Tracking the recovery
This project represents a step change in the way the sector uses data to demonstrate our impact, or to inform operational planning. The critical need for this was demonstrated during the pandemic, as the industry’s ability to lobby was dependent on the robustness of evidence we could provide. A key objective of Moving Communities is to put regular, compelling insight into the hands of decision-makers, to drive further investment and support.

Throughout the summer and into autumn, as operators and local authorities strive to get back to 2019 levels of usage, Moving Communities will measure and evidence the sector’s recovery from the pandemic. We will see how behavioural and societal changes, such as a greater proportion working from home, affects the longer-term performance of the industry and explore how the pandemic has contributed to health inequalities. This insight will enable time, effort and money to be invested in way which will benefit those communities who need the most help, allowing us to evidence, shape and motivate the nation to get active.

Moving Communities will be a central part of future engagement with the healthcare industry and a tool which enables services to be marketed to new audiences in different ways. What we have seen so far is the tip of the iceberg, with huge potential just under the surface if we continue to develop as a sector.
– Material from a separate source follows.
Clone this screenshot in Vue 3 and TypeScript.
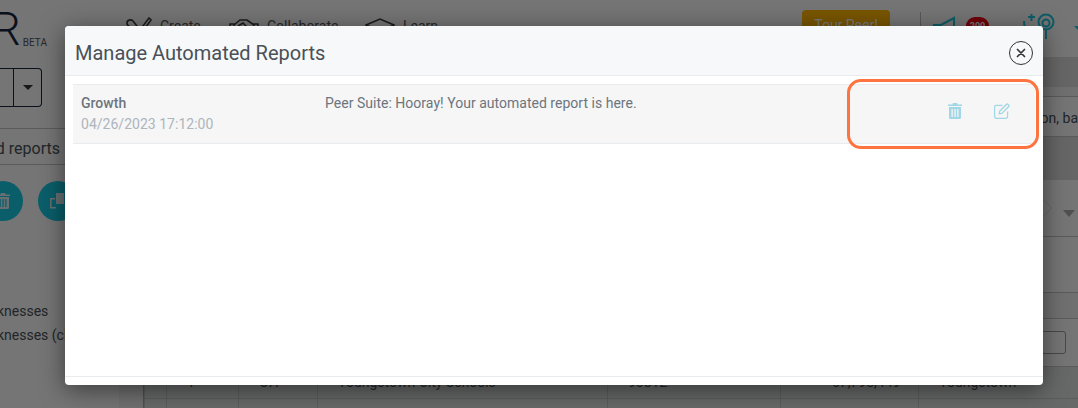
<script setup lang="ts">
interface Row { cells: string[] }
const rows: Row[] = [
  { cells: ['', '1', 'OH', 'Youngstown City Schools', '90812', '67,798,449', 'Youngstown'] },
  { cells: ['', '2', 'OH', 'Jefferson Local', '90813', '1,120,336', 'Jefferson'] },
]
const title = 'Manage Automated Reports'
</script>

<template>
  <div class="page">
    <header class="top">
      <div class="logo"><span class="logo-r">R</span><span class="beta">BETA</span></div>
      <nav class="nav">
        <a class="nav-item create">
          <svg width="26" height="22" viewBox="0 0 26 22" fill="none" stroke="#3c3c3c" stroke-width="1.6"><path d="M1 6c0-3 4-4 6-2l7 9 9-12 2 2-11 15-4-4-6-4c-2-1-3-2-3-4z"/></svg>
          Create
        </a>
        <a class="nav-item collab">
          <svg width="30" height="20" viewBox="0 0 30 20" fill="none" stroke="#3c3c3c" stroke-width="1.6"><path d="M1 7h4v8H1zM25 7h4v8h-4zM5 8l6-5h7l7 5M9 9l5-3 5 5"/></svg>
          Collaborate
        </a>
        <a class="nav-item learn">
          <svg width="30" height="20" viewBox="0 0 30 20" fill="none" stroke="#3c3c3c" stroke-width="1.6"><path d="M1 8l14-6 14 6-14 6zM7 11v6h16v-6"/></svg>
          Learn
        </a>
      </nav>
      <button class="tour">Tour Peer!</button>
      <span class="divider"></span>
      <svg class="mega" width="24" height="24" viewBox="0 0 24 24" fill="none" stroke="#1fc4dc" stroke-width="2"><path d="M1 9h7l13-7v20L8 15H1zM5 15v7"/></svg>
      <span class="badge">200</span>
      <svg class="reader" width="34" height="28" viewBox="0 0 34 28" fill="none" stroke="#1fc4dc" stroke-width="2"><circle cx="23" cy="9" r="7.500"/><path d="M23 17v9M1 8c0 6 2 10 6 12M5 4h7M8.500 1v7"/><circle cx="23" cy="10" r="3.500"/></svg>
      <span class="top-caret"></span>
    </header>

    <div class="content">
      <aside class="side">
        <div class="split">
          <span class="split-main"></span>
          <span class="split-btn"><i class="caret"></i></span>
        </div>
        <div class="reports"><span>Saved reports</span></div>
        <div class="circles">
          <span class="circle">
            <svg width="14" height="16" viewBox="0 0 14 16"><path fill="#d9eef2" fill-rule="evenodd" d="M5 0h4l.6 1.500H14V3H0V1.500h4.400zM1 4h12v10.500a1.500 1.500 0 0 1-1.500 1.500h-9A1.500 1.500 0 0 1 1 14.500zM3.500 6v8h1.300V6zM6.350 6v8h1.300V6zM9.200 6v8h1.300V6z"/></svg>
          </span>
          <span class="circle">
            <svg width="20" height="18" viewBox="0 0 20 18" fill="#d9eef2"><path d="M8 1h8v11H8zM2 6h5v1.500H3.500V15H8v1.500H2z"/></svg>
          </span>
        </div>
        <ul class="list">
          <li>Strengths &amp; Weaknesses</li>
          <li>Strengths &amp; Weaknesses (charts)</li>
        </ul>
      </aside>

      <main class="main">
        <div class="band"></div>
        <div class="search"><span>Search by institution, location, ba</span></div>
        <div class="band band-2"></div>
        <div class="tools">
          <i class="diamond"></i>
          <i class="caret tool-caret"></i>
        </div>
        <div class="strip"></div>
        <div class="filter"><span class="filter-box"></span></div>
        <div class="table">
          <div v-for="r in rows" :key="r.cells[1]" class="tr">
            <span v-for="(c, i) in r.cells" :key="i" class="td">{{ c }}</span>
          </div>
        </div>
      </main>
    </div>

    <div class="backdrop"></div>

    <section class="modal">
      <div class="modal-head">
        <h2>{{ title }}</h2>
        <button class="close" aria-label="Close">
          <svg width="10" height="10" viewBox="0 0 10 10" stroke="#333" stroke-width="1.700" stroke-linecap="round"><path d="M1.500 1.500l7 7M8.500 1.500l-7 7"/></svg>
        </button>
      </div>
      <div class="modal-body">
        <div class="item">
          <div class="who">
            <div class="name">Growth</div>
            <div class="date">04/26/2023 17:12:00</div>
          </div>
          <div class="msg">Peer Suite: Hooray! Your automated report is here.</div>
          <div class="actions">
            <svg width="14" height="16" viewBox="0 0 14 16"><path fill="#a0d6e5" fill-rule="evenodd" d="M5 0h4l.6 1.500H14V3H0V1.500h4.400zM1 4h12v10.500a1.500 1.500 0 0 1-1.500 1.500h-9A1.500 1.500 0 0 1 1 14.500zM3.500 6v8h1.300V6zM6.350 6v8h1.300V6zM9.200 6v8h1.300V6z"/></svg>
            <svg width="16" height="16" viewBox="0 0 16 16" fill="none"><path stroke="#a0d6e5" stroke-width="1.200" d="M13.600 8.500v5a1.800 1.800 0 0 1-1.800 1.800H2.400a1.800 1.800 0 0 1-1.800-1.800V4.100a1.800 1.800 0 0 1 1.800-1.800h6"/><path fill="none" stroke="#a0d6e5" stroke-width="1.300" d="M5.700 8.200L12.600 1.300a.9.900 0 0 1 1.300 0l.9.900a.9.900 0 0 1 0 1.300L7.900 10.400l-2.700.4z"/></svg>
          </div>
        </div>
      </div>
      <div class="modal-foot"></div>
    </section>

    <div class="callout"></div>
  </div>
</template>

<style>
html, body { margin: 0; padding: 0; }
</style>

<style scoped>
.page {
  position: relative;
  width: 1078px;
  height: 408px;
  overflow: hidden;
  background: #f8f8f8;
  font-family: Roboto, "Liberation Sans", sans-serif;
  color: #495057;
}
.top {
  height: 57px;
  display: flex;
  align-items: flex-start;
  box-sizing: border-box;
  padding-top: 10px;
  background: #f8f8f8;
}
.logo { width: 126px; flex: none; display: flex; align-items: flex-end; height: 38px; }
.logo-r { font-size: 47px; line-height: 38px; color: #16263c; margin-left: -9px; font-weight: 300; height: 38px; }
.beta { font-size: 10px; color: #555; margin-left: 2px; margin-bottom: 0; }
.nav { display: flex; width: 676px; flex: none; padding-top: 7px; }
.nav-item { display: flex; align-items: flex-start; gap: 8px; font-size: 14px; color: #555; line-height: 18px; }
.create { width: 103px; }
.collab { width: 136px; }
.tour {
  flex: none;
  width: 88px;
  height: 32px;
  padding: 0 0 2px;
  border: 0;
  border-radius: 4px;
  background: #ffb400;
  color: #fff;
  font: 14px Roboto, sans-serif;
}
.divider { flex: none; width: 1px; height: 30px; margin: 2px 12px 0 30px; background: #bbb; }
.mega { flex: none; margin-top: 6px; }
.badge {
  flex: none;
  width: 23px;
  height: 18px;
  margin: 7px 0 0 9px;
  border-radius: 9px;
  background: #f00014;
  color: #fff;
  font-size: 9px;
  line-height: 18px;
  text-align: center;
  font-weight: 700;
}
.reader { flex: none; margin: 3px 0 0 34px; }
.top-caret {
  flex: none;
  margin: 16px 0 0 17px;
  width: 0; height: 0;
  border: 5px solid transparent;
  border-top-color: #1fc4dc;
}
.content { display: flex; height: 351px; }
.side { width: 119px; flex: none; overflow: hidden; padding-top: 11px; box-sizing: border-box; background: #f8f8f8; }
.split {
  display: flex;
  height: 39px;
  width: 42px;
  box-sizing: border-box;
  border: 1px solid #16263c;
  border-left: 0;
  border-radius: 0 4px 4px 0;
}
.split-main { width: 13px; border-right: 1px solid #16263c; }
.split-btn { flex: 1; display: flex; align-items: center; justify-content: center; }
.caret { width: 0; height: 0; border: 5px solid transparent; border-top-color: #333; border-bottom: 0; }
.reports {
  margin-top: 21px;
  height: 37px;
  border-top: 1px solid #c2c2c2;
  border-bottom: 1px solid #c2c2c2;
  display: flex;
  justify-content: flex-end;
  width: 119px;
  box-sizing: border-box;
  padding: 4px 59px 0 0;
  align-items: center;
  font-size: 16px;
  white-space: nowrap;
}
.circles { display: flex; gap: 15px; margin: 16px 0 0 -17px; }
.circle {
  flex: none;
  width: 40px;
  height: 40px;
  border-radius: 50%;
  background: #17c7e2;
  display: flex;
  align-items: center;
  justify-content: center;
}
.list {
  list-style: none;
  margin: 78px 0 0 -106px;
  padding: 0;
  width: 300px;
  font-size: 14px;
  line-height: 24px;
  white-space: nowrap;
}
.main { flex: 1; min-width: 0; padding-left: 24px; display: flex; flex-direction: column; background: #eeeeee; }
.main > * { flex: none; }
.band { height: 30px; background: #d9d9d9; margin-left: -24px; }
.search {
  height: 41px;
  margin-top: 9px;
  margin-left: -24px;
  padding-top: 3px;
  background: #f8f8f8;
  border-top: 1px solid #c2c2c2;
  border-bottom: 1px solid #c2c2c2;
  box-sizing: border-box;
  display: flex;
  align-items: center;
  justify-content: flex-end;
  white-space: nowrap;
  font-size: 14px;
  overflow: hidden;
}
.band-2 { height: 43px; }
.tools {
  height: 57px;
  background: #f8f8f8;
  border-bottom: 1px solid #c2c2c2;
  box-sizing: border-box;
  display: flex;
  align-items: center;
  justify-content: flex-end;
  gap: 10px;
  padding: 0 3px 0 0;
}
.diamond { width: 14px; height: 14px; border: 1px solid #e6e6e6; transform: rotate(45deg); }
.tool-caret { border-top-color: #aaa; border-width: 7px 6px 0; margin: 10px 0 0 4px; }
.strip { height: 56px; background: #f8f8f8; border-bottom: 1px solid #c2c2c2; box-sizing: border-box; }
.filter {
  height: 48px;
  background: #f8f8f8;
  border-top: 1px solid #c2c2c2;
  margin-top: 25px;
  box-sizing: border-box;
  display: flex;
  justify-content: flex-end;
  padding: 12px 12px 0 0;
}
.filter-box { width: 100px; height: 23px; box-sizing: border-box; border: 1px solid #999; border-radius: 3px; }
.table { display: flex; flex-direction: column; background: #dcdddd; border-left: 1px solid #aaa; }
.tr { display: grid; grid-template-columns: 22px 72px 79px 290px 173px 138px 1fr; height: 32px; border-top: 1px solid #c4c4c4; box-sizing: border-box; }
.td { font-size: 14px; line-height: 30px; border-left: 1px solid #c4c4c4; padding-left: 20px; white-space: nowrap; overflow: hidden; }
.td:first-child { padding: 0; }
.td:nth-child(6) { padding-left: 51px; }
.backdrop { position: absolute; inset: 0; background: rgba(0, 0, 0, 0.53); }
.modal {
  position: absolute;
  left: 65px;
  top: 26px;
  width: 978px;
  height: 359px;
  background: #fff;
  border-radius: 4px;
  box-shadow: 0 5px 24px rgba(0, 0, 0, 0.5);
  display: flex;
  flex-direction: column;
  overflow: hidden;
}
.modal-head {
  height: 50px;
  flex: none;
  box-sizing: border-box;
  background: #f7f8fa;
  border-bottom: 1px solid #e9ecef;
  display: flex;
  align-items: center;
  justify-content: space-between;
  padding: 4px 10px 0 10px;
}
h2 { margin: 0; font-size: 20px; font-weight: 400; color: #495057; }
.close {
  width: 24px;
  height: 24px;
  padding: 0;
  background: transparent;
  border: 1.500px solid #333;
  border-radius: 50%;
  display: flex;
  align-items: center;
  justify-content: center;
}
.modal-body { flex: 1; padding: 8px; }
.item {
  height: 60px;
  box-sizing: border-box;
  background: #f6f6f6;
  border-top: 1px solid #e9ecef;
  border-bottom: 1px solid #e9ecef;
  display: flex;
  font-size: 14px;
  line-height: 21px;
  letter-spacing: 0.02px;
  padding: 8px 0 0 8px;
}
.who { width: 244px; flex: none; }
.name { font-weight: 500; color: #6c757d; }
.date { color: #adb5bd; }
.msg { flex: 1; color: #6c757d; }
.actions { display: flex; gap: 32px; padding: 10px 25px 0 0; align-items: flex-start; }
.modal-foot { height: 9px; flex: none; border-top: 1px solid #e9ecef; box-sizing: border-box; }
.callout {
  position: absolute;
  left: 847px;
  top: 79px;
  width: 192px;
  height: 70px;
  box-sizing: border-box;
  border: 3px solid #ff7340;
  border-radius: 14px;
}
</style>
Photo: Dr Steve Mann © Mark Earthy

"We must ensure the recovery is needs-led and insight driven, making the most of exciting developments for data collection and analytics capabilities across the sector" – Dr Steve Mann, director at 4global Consulting

Photo: Leisure-net

"We want more than 50,000 completed customer experience surveys, giving us further feedback on potential barriers and challenges associated with the return to facilities" – Leisure-net director, Mike Hill

Initial results are now in

Insight from the first six weeks of Moving Communities’ reporting demonstrated the early trends of the demographic profiles of early returners. A greater proportion of male participants have returned, compared to 2019, which is likely to have been driven by restrictions on group exercise. Younger age groups have also shown a higher return rate than older adults.

Early data indicates a greater proportion of participation in leisure centres has come from people in more deprived areas, compared to the same time period in 2019. While there is still higher total participation by those from less deprived areas, the distribution across the Index of Multiple Deprivation deciles is more balanced than before the pandemic.